My Gulp processor uses the name of the icon set (subdirectory name) as the second part of the stylesheet file name that’s added into each SVG file. For example, if the icon set is for “app01,” then the stylesheet name will be “styles-app01.css” in each SVG file. Each SVG will respond to a stylesheet that uses that name if it’s in the same directory as the SVG files. Obviously, any or all of the effects of the Gulp functions can be modified as you’d like, but this gives you an overview of our workflow and what worked for us.

Gulpfile Usage
I’ll assume that you’re going to use my gulpfile as is, so here are the simple instructions to using it. My Gulp processor is not configured to watch folders for when new or updated files and run automatically, but it could be modified easily to do that. To execute the SVG cleanup process, you’ll need to use your a command line app, like Terminal or iTerm.
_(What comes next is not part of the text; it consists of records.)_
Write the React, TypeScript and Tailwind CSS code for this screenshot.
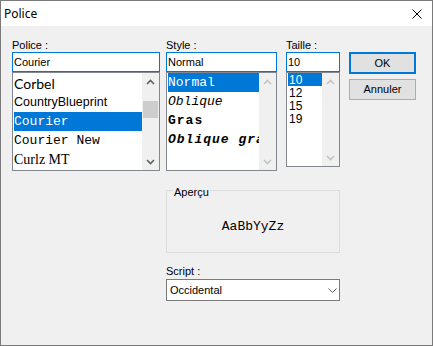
import React from "react";

const Chevron = ({ up, enabled }: { up?: boolean; enabled?: boolean }) => (
  <svg width="9" height="6" viewBox="0 0 9 6">
    <path
      d={up ? "M1 5 L4.5 1.5 L8 5" : "M1 1 L4.5 4.5 L8 1"}
      fill="none"
      stroke={enabled ? "#606060" : "#c4c4c4"}
      strokeWidth="1.6"
    />
  </svg>
);

const ScrollBar = ({ enabled, thumb }: { enabled?: boolean; thumb?: boolean }) => (
  <div className="flex w-[17px] shrink-0 flex-col bg-[#f0f0f0]">
    <div className="flex h-[17px] items-center justify-center">
      <Chevron up enabled={enabled} />
    </div>
    <div className="flex-1">
      {thumb && <div className="mx-[1px] mt-[11px] h-[17px] bg-[#cdcdcd]" />}
    </div>
    <div className="flex h-[17px] items-center justify-center">
      <Chevron enabled={enabled} />
    </div>
  </div>
);

const TextBox = ({ value }: { value: string }) => (
  <div className="flex h-[20px] items-center border border-[#0078d7] bg-white px-[1px]">
    {value}
  </div>
);

const fonts = [
  { name: "Corbel", cls: "font-['Lato',sans-serif] text-[14px]" },
  { name: "CountryBlueprint", cls: "font-['Liberation_Sans',sans-serif] text-[12.5px]" },
  { name: "Courier", cls: "font-['Liberation_Mono',monospace] text-[13px]", selected: true },
  { name: "Courier New", cls: "font-['Liberation_Mono',monospace] text-[13px]" },
  { name: "Curlz MT", cls: "font-['Liberation_Serif',serif] text-[14px]" },
];

const styles = [
  { name: "Normal", cls: "", selected: true },
  { name: "Oblique", cls: "italic" },
  { name: "Gras", cls: "font-bold tracking-[1px]" },
  { name: "Oblique gras", cls: "italic font-bold tracking-[1px]" },
];

const sizes = ["10", "12", "15", "19"];

export default function App() {
  return (
    <div className="flex h-[346px] w-[433px] flex-col overflow-hidden border border-[#7a7a7a] bg-[#f0f0f0] font-['Liberation_Sans',sans-serif] text-[11px] text-black">
      <div className="flex h-[25px] shrink-0 items-center justify-between bg-white pl-[3px] pr-[10px]">
        <span className="font-['Segoe_UI','Noto_Sans',sans-serif] text-[12px]">Police</span>
        <svg width="10" height="10" viewBox="0 0 10 10">
          <path d="M0.5 0.5 L9.5 9.5 M9.5 0.5 L0.5 9.5" stroke="#000" strokeWidth="1" />
        </svg>
      </div>

      <div className="flex flex-col pl-[11px] pt-[12px]">
        <div className="flex">
          {/* Police */}
          <div className="flex w-[148px] flex-col">
            <div className="h-[14px] leading-[14px]">Police :</div>
            <TextBox value="Courier" />
            <div className="flex h-[99px] border border-[#828790] bg-white">
              <div className="flex-1 overflow-hidden pl-[1px] pt-[1px]">
                {fonts.map((f) => (
                  <div
                    key={f.name}
                    className={`flex h-[19px] items-center whitespace-nowrap ${f.cls} ${
                      f.selected ? "bg-[#0078d7] text-white" : ""
                    }`}
                  >
                    {f.name}
                  </div>
                ))}
              </div>
              <ScrollBar enabled thumb />
            </div>
          </div>

          {/* Style */}
          <div className="ml-[6px] flex w-[111px] flex-col">
            <div className="h-[14px] leading-[14px]">Style :</div>
            <TextBox value="Normal" />
            <div className="flex h-[99px] border border-[#828790] bg-white">
              <div className="min-w-0 flex-1 overflow-hidden pl-[1px]">
                {styles.map((s) => (
                  <div
                    key={s.name}
                    className={`flex h-[19px] items-center overflow-hidden whitespace-nowrap font-['Liberation_Mono',monospace] text-[13px] ${s.cls} ${
                      s.selected ? "bg-[#0078d7] text-white" : ""
                    }`}
                  >
                    {s.name}
                  </div>
                ))}
              </div>
              <ScrollBar />
            </div>
          </div>

          {/* Taille */}
          <div className="ml-[9px] flex w-[54px] flex-col">
            <div className="h-[14px] leading-[14px]">Taille :</div>
            <TextBox value="10" />
            <div className="flex h-[95px] border border-[#828790] bg-white">
              <div className="flex-1 overflow-hidden pl-[1px]">
                {sizes.map((s, i) => (
                  <div
                    key={s}
                    className={`flex h-[13px] items-center pl-[1px] text-[12px] ${
                      i === 0 ? "bg-[#0078d7] text-white" : ""
                    }`}
                  >
                    {s}
                  </div>
                ))}
              </div>
              <ScrollBar />
            </div>
          </div>

          {/* Buttons */}
          <div className="ml-[9px] flex w-[67px] flex-col pt-[14px]">
            <button className="flex h-[22px] items-center justify-center border-2 border-[#0078d7] bg-[#e1e1e1] text-[11px]">
              OK
            </button>
            <button className="mt-[5px] flex h-[21px] items-center justify-center border border-[#adadad] bg-[#e1e1e1] text-[11px]">
              Annuler
            </button>
          </div>
        </div>

        <div className="ml-[154px] flex w-[174px] flex-col">
          <div className="relative mt-[19px] flex h-[63px] items-center justify-center border border-[#dcdcdc] pt-[10px]">
            <span className="absolute -top-[5px] left-[6px] bg-[#f0f0f0] px-[1px] leading-[13px]">
              Aperçu
            </span>
            <span className="font-['Liberation_Mono',monospace] text-[13px]">AaBbYyZz</span>
          </div>
          <div className="mt-[12px] h-[13px] leading-[13px]">Script :</div>
          <div className="mt-[1px] flex h-[22px] items-center justify-between border border-[#7a7a7a] bg-white pl-[3px] pr-[2px]">
            <span>Occidental</span>
            <svg width="9" height="5" viewBox="0 0 9 5">
              <path d="M0.5 0.5 L4.5 4.5 L8.5 0.5" fill="none" stroke="#606060" strokeWidth="1" />
            </svg>
          </div>
        </div>
      </div>
    </div>
  );
}
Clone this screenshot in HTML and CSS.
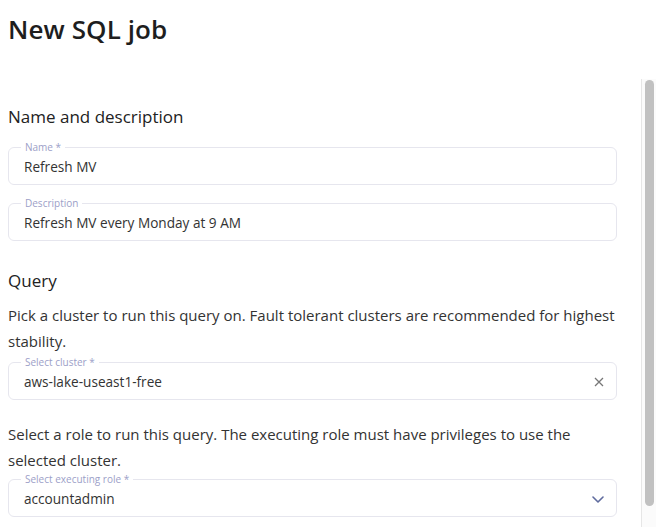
FILE: index.html
```html
<!DOCTYPE html>
<html>
<head>
<meta charset="utf-8">
<link rel="stylesheet" href="styles.css">
</head>
<body>
<h1 class="title">New SQL job</h1>
<div class="scroller">
  <div class="content">
    <h2 class="section">Name and description</h2>
    <fieldset class="field"><legend>Name *</legend><div class="value">Refresh MV</div></fieldset>
    <fieldset class="field"><legend>Description</legend><div class="value">Refresh MV every Monday at 9 AM</div></fieldset>

    <h2 class="section query">Query</h2>
    <p class="para">Pick a cluster to run this query on. Fault tolerant clusters are recommended for highest stability.</p>
    <fieldset class="field"><legend>Select cluster *</legend>
      <div class="value row"><span>aws-lake-useast1-free</span>
        <svg class="icon-x" width="10" height="10" viewBox="0 0 10 10"><path d="M1 1L9 9M9 1L1 9" stroke="#777" stroke-width="1.3" fill="none"/></svg>
      </div>
    </fieldset>

    <p class="para para2">Select a role to run this query. The executing role must have privileges to use the selected cluster.</p>
    <fieldset class="field"><legend>Select executing role *</legend>
      <div class="value row"><span>accountadmin</span>
        <svg class="icon-chev" width="12" height="7" viewBox="0 0 12 7"><path d="M1 1L6 6L11 1" stroke="#5f6b9e" stroke-width="1.6" fill="none" stroke-linecap="round" stroke-linejoin="round"/></svg>
      </div>
    </fieldset>
  </div>
  <div class="track" aria-hidden="true"><div class="thumb"></div></div>
</div>
</body>
</html>
```
FILE: styles.css
```css
html, body {
  margin: 0;
  padding: 0;
  background: #fff;
}
body {
  padding: 0 8px;
  font-family: "Open Sans", "DejaVu Sans", sans-serif;
  color: #333;
}
.title {
  margin: 0;
  padding-top: 11px;
  height: 79px;
  box-sizing: border-box;
  font-size: 26px;
  line-height: 36px;
  font-weight: 600;
  color: #1e1e1e;
  letter-spacing: 0.1px;
}
.scroller {
  height: 448px;
  overflow: hidden;
  display: flex;
}
.content {
  flex: 1;
  min-width: 0;
  padding: 26px 24px 22px 0;
}
.track {
  width: 14px;
  flex: none;
  border-left: 1px solid #e6e6e6;
  background: #fbfbfb;
}
.thumb {
  margin: 1px 2px 0 3px;
  height: 426px;
  background: #c1c1c1;
  border-radius: 5px;
}
.section {
  margin: 0 0 12px;
  font-size: 17px;
  line-height: 24px;
  font-weight: 500;
  color: #222;
}
.section.query {
  margin-top: 28px;
  margin-bottom: 9px;
}
.field {
  margin: 0 0 12px;
  padding: 0 12px 7px;
  border: 1px solid #e6e6ee;
  border-radius: 6px;
  min-width: 0;
}
.field legend {
  padding: 0 4px;
  font-size: 10px;
  line-height: 12px;
  color: #9ca0c8;
}
.value {
  padding: 4px 0 0 3px;
  font-size: 13.6px;
  line-height: 20px;
  color: #333;
}
.row {
  display: flex;
  align-items: center;
  justify-content: space-between;
}
.icon-x {
  margin-right: 0;
}
.icon-chev {
  margin-right: 0;
}
.para {
  margin: 0 0 2px;
  font-size: 15px;
  line-height: 26px;
  color: #333;
}
.para2 {
  margin-top: 21px;
  margin-bottom: 0;
}
```
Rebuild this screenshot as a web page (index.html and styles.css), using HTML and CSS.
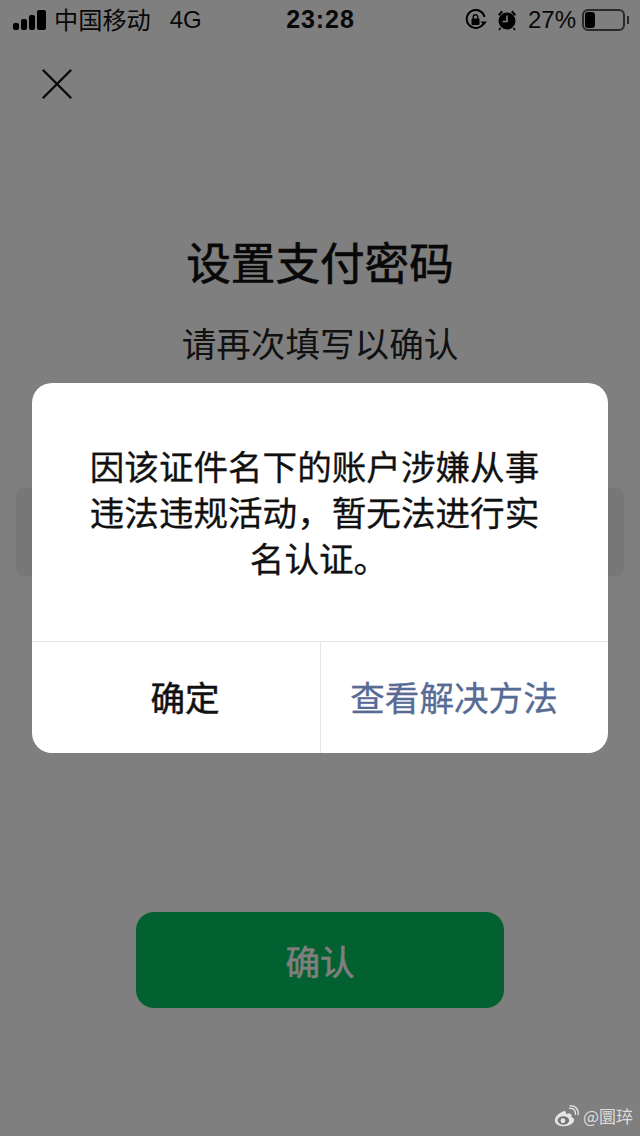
FILE: index.html
```html
<!DOCTYPE html>
<html lang="zh-CN">
<head>
    <meta charset="UTF-8">
    <meta name="viewport" content="width=device-width, initial-scale=1.0">
    <title>设置支付密码</title>
    <link rel="stylesheet" href="styles.css">
</head>
<body>
    <div class="page">
        <header class="status">
            <div class="status-left">
                <svg class="signal" width="34" height="20" viewBox="0 0 34 20">
                    <rect x="0" y="13" width="6" height="7" rx="2"/>
                    <rect x="8" y="9" width="6" height="11" rx="2"/>
                    <rect x="16" y="5" width="6" height="15" rx="2"/>
                    <rect x="24" y="0" width="9" height="20" rx="2"/>
                </svg>
                <span class="carrier">中国移动</span>
                <span class="network">4G</span>
            </div>
            <div class="time">23:28</div>
            <div class="status-right">
                <svg class="lock" width="22" height="22" viewBox="0 0 22 22">
                    <path d="M18.500 14.500A9 9 0 1 1 19.500 8" fill="none" stroke="#000" stroke-width="2"/>
                    <path d="M15.500 12.500h6.500l-3.200 3.800z"/>
                    <rect x="6.500" y="9.500" width="8" height="6.500" rx="1"/>
                    <path d="M8.200 10V8a2.300 2.300 0 0 1 4.600 0v2" fill="none" stroke="#000" stroke-width="1.400"/>
                </svg>
                <svg class="alarm" width="20" height="22" viewBox="0 0 20 22">
                    <circle cx="10" cy="12" r="8.500"/>
                    <path d="M1 5.500 4.500 1.500 6 3 2.500 7zM19 5.500 15.500 1.500 14 3 17.500 7z"/>
                    <path d="M3.500 19 2 21M16.500 19 18 21" stroke="#000" stroke-width="1.600"/>
                    <path d="M10 6.500V12.500H5.500" fill="none" stroke="#fff" stroke-width="1.600"/>
                </svg>
                <span class="battery-text">27%</span>
                <div class="battery"><div class="battery-level"></div></div>
                <div class="battery-tip"></div>
            </div>
        </header>

        <div class="close-row">
            <svg width="30" height="30" viewBox="0 0 30 30">
                <path d="M1.500 1.500 28.500 28.500M28.500 1.500 1.500 28.500" stroke="#111" stroke-width="2.400" fill="none" stroke-linecap="round"/>
            </svg>
        </div>

        <main class="content">
            <h1 class="title">设置支付密码</h1>
            <p class="subtitle">请再次填写以确认</p>
            <div class="pin-box"></div>
            <button class="confirm">确认</button>
        </main>
    </div>

    <div class="overlay">
        <div class="dialog">
            <div class="dialog-msg">
                <p>因该证件名下的账户涉嫌从事违法违规活动，暂无法进行实<span class="msg-end">名认证。</span></p>
            </div>
            <div class="dialog-btns">
                <div class="btn btn-ok">确定</div>
                <div class="btn btn-link">查看解决方法</div>
            </div>
        </div>
    </div>

    <div class="watermark">
        <svg width="25" height="22" viewBox="0 0 28 24">
            <path d="M11.500 6.500C5.500 8.500 1 13 1 17c0 4 5 6.500 10 6.500 6.500 0 11.500-3.500 11.500-7 0-2-2-3-3.200-3.300.8-2.200.2-3.600-1.800-3.900-1.500-.2-3.300.5-4.300 1 .4-1.800.2-3-.5-3.600-.4-.3-.9-.4-1.700-.2z" fill="#e6e6e6"/>
            <ellipse cx="10.500" cy="17" rx="6.500" ry="4.700" fill="#777"/>
            <circle cx="10" cy="17.300" r="2.700" fill="#e6e6e6"/>
            <path d="M17.500 3.500C21 2.800 24.500 5.500 24 10M18 .8C23.500-.2 28 4.500 27 10.500" fill="none" stroke="#e6e6e6" stroke-width="1.500" stroke-linecap="round"/>
        </svg>
        <span>@圜琗</span>
    </div>
</body>
</html>
```

FILE: styles.css
```css
* {
    box-sizing: border-box;
}
html, body {
    margin: 0;
    padding: 0;
}
body {
    position: relative;
    width: 640px;
    height: 1136px;
    overflow: hidden;
    font-family: "Noto Sans CJK SC", "Liberation Sans", sans-serif;
    color: #111;
    background-color: #fff;
}
.page {
    height: 1136px;
    display: flex;
    flex-direction: column;
}

/* status bar */
.status {
    height: 40px;
    padding: 0 11px 0 13px;
    display: grid;
    grid-template-columns: 1fr auto 1fr;
    align-items: center;
    font-family: "Liberation Sans", "Noto Sans CJK SC", sans-serif;
    font-size: 24px;
    color: #111;
}
.status-left, .status-right {
    display: flex;
    align-items: center;
}
.status-right {
    justify-content: flex-end;
}
.signal {
    margin-right: 7px;
}
.carrier {
    font-family: "Noto Sans CJK SC", sans-serif;
    font-size: 24.2px;
    line-height: 36px;
    margin-top: -2px;
}
.network {
    margin-left: 19px;
    margin-top: -1px;
}
.time {
    font-size: 25px;
    font-weight: bold;
    letter-spacing: 0.9px;
    margin-top: -1px;
    margin-left: -1px;
}
.lock {
    margin-right: 10px;
}
.alarm {
    margin-right: 11px;
}
.battery-text {
    margin-top: -1px;
}
.battery {
    width: 43px;
    height: 22px;
    margin-left: 6px;
    padding: 1px;
    border: 2px solid #555;
    border-radius: 6px;
}
.battery-level {
    width: 10px;
    height: 100%;
    background-color: #000;
    border-radius: 3px;
}
.battery-tip {
    width: 2px;
    height: 8px;
    margin-left: 2px;
    background-color: #555;
}

.close-row {
    padding: 29px 0 0 42px;
    height: 58px;
}

.content {
    display: flex;
    flex-direction: column;
    align-items: center;
}
.title {
    margin: 131px 0 0 0;
    font-size: 44.6px;
    line-height: 64px;
    font-weight: 400;
    -webkit-text-stroke: 0.7px #111;
}
.subtitle {
    margin: 25px 0 0 0;
    font-size: 34.6px;
    line-height: 48px;
    color: #222;
}
.pin-box {
    width: 608px;
    height: 88px;
    margin-top: 122px;
    background-color: #eee;
    border-radius: 8px;
}
.confirm {
    width: 368px;
    height: 96px;
    margin-top: 336px;
    border: 0;
    border-radius: 18px;
    background-color: #07c160;
    color: #fff;
    font-family: inherit;
    font-size: 34.6px;
    -webkit-text-stroke: 0.5px #fff;
}

/* dim layer and dialog */
.overlay {
    position: absolute;
    top: 0;
    left: 0;
    width: 640px;
    height: 1136px;
    background-color: rgba(0, 0, 0, 0.5);
    display: flex;
    align-items: center;
    justify-content: center;
}
.dialog {
    width: 576px;
    height: 370px;
    background-color: #fff;
    border-radius: 20px;
    display: flex;
    flex-direction: column;
}
.dialog-msg {
    flex: 1;
    padding: 0 68px 2px 57px;
    display: flex;
    align-items: center;
}
.dialog-msg p {
    margin: 0;
    text-align: center;
    font-size: 34.6px;
    line-height: 46px;
    color: #111;
    -webkit-text-stroke: 0.3px #111;
}
.msg-end {
    display: block;
    padding-left: 9px;
}
.dialog-btns {
    height: 112px;
    border-top: 1px solid #e5e5e5;
    display: grid;
    grid-template-columns: 288px 288px;
}
.btn {
    display: flex;
    align-items: center;
    justify-content: center;
    font-size: 34.6px;
    padding-bottom: 4px;
}
.btn-ok {
    padding-left: 18px;
    color: #111;
    -webkit-text-stroke: 0.5px #111;
}
.btn-link {
    padding-right: 21px;
    border-left: 1px solid #e5e5e5;
    color: #576b95;
    -webkit-text-stroke: 0.3px #576b95;
}

.watermark {
    position: absolute;
    right: 7px;
    bottom: 8px;
    display: flex;
    align-items: center;
    gap: 4px;
    font-size: 17px;
    color: #ddd;
}
```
Change directories to the root folder that contains your gulpfile.js file. In my example, I use the folder “icon-sag-archive.”
cd ~/icon-svg-archive/
Execute the “svg-groom” function on the target subdirectory of icon SVG files by using the -d flag with the name of that subdirectory.
gulp svg-groom -d app01
All SVG files located in the “app01” folder, will be processed, cleaned up, and versions created in the subdirectory “app01” in the “dist” directory.
In conclusion, keeping Adobe Illustrator, making the required configuration changes to the icon source files, and using Gulp to cleanup the SVG files allowed us to create a workflow that yielded a library of SVG files that fit our needs. Being able to continued to use a stride-and-true application like Illustrator saved us time having to convert our icon sources files to another application and it saved us the need to learn another tool.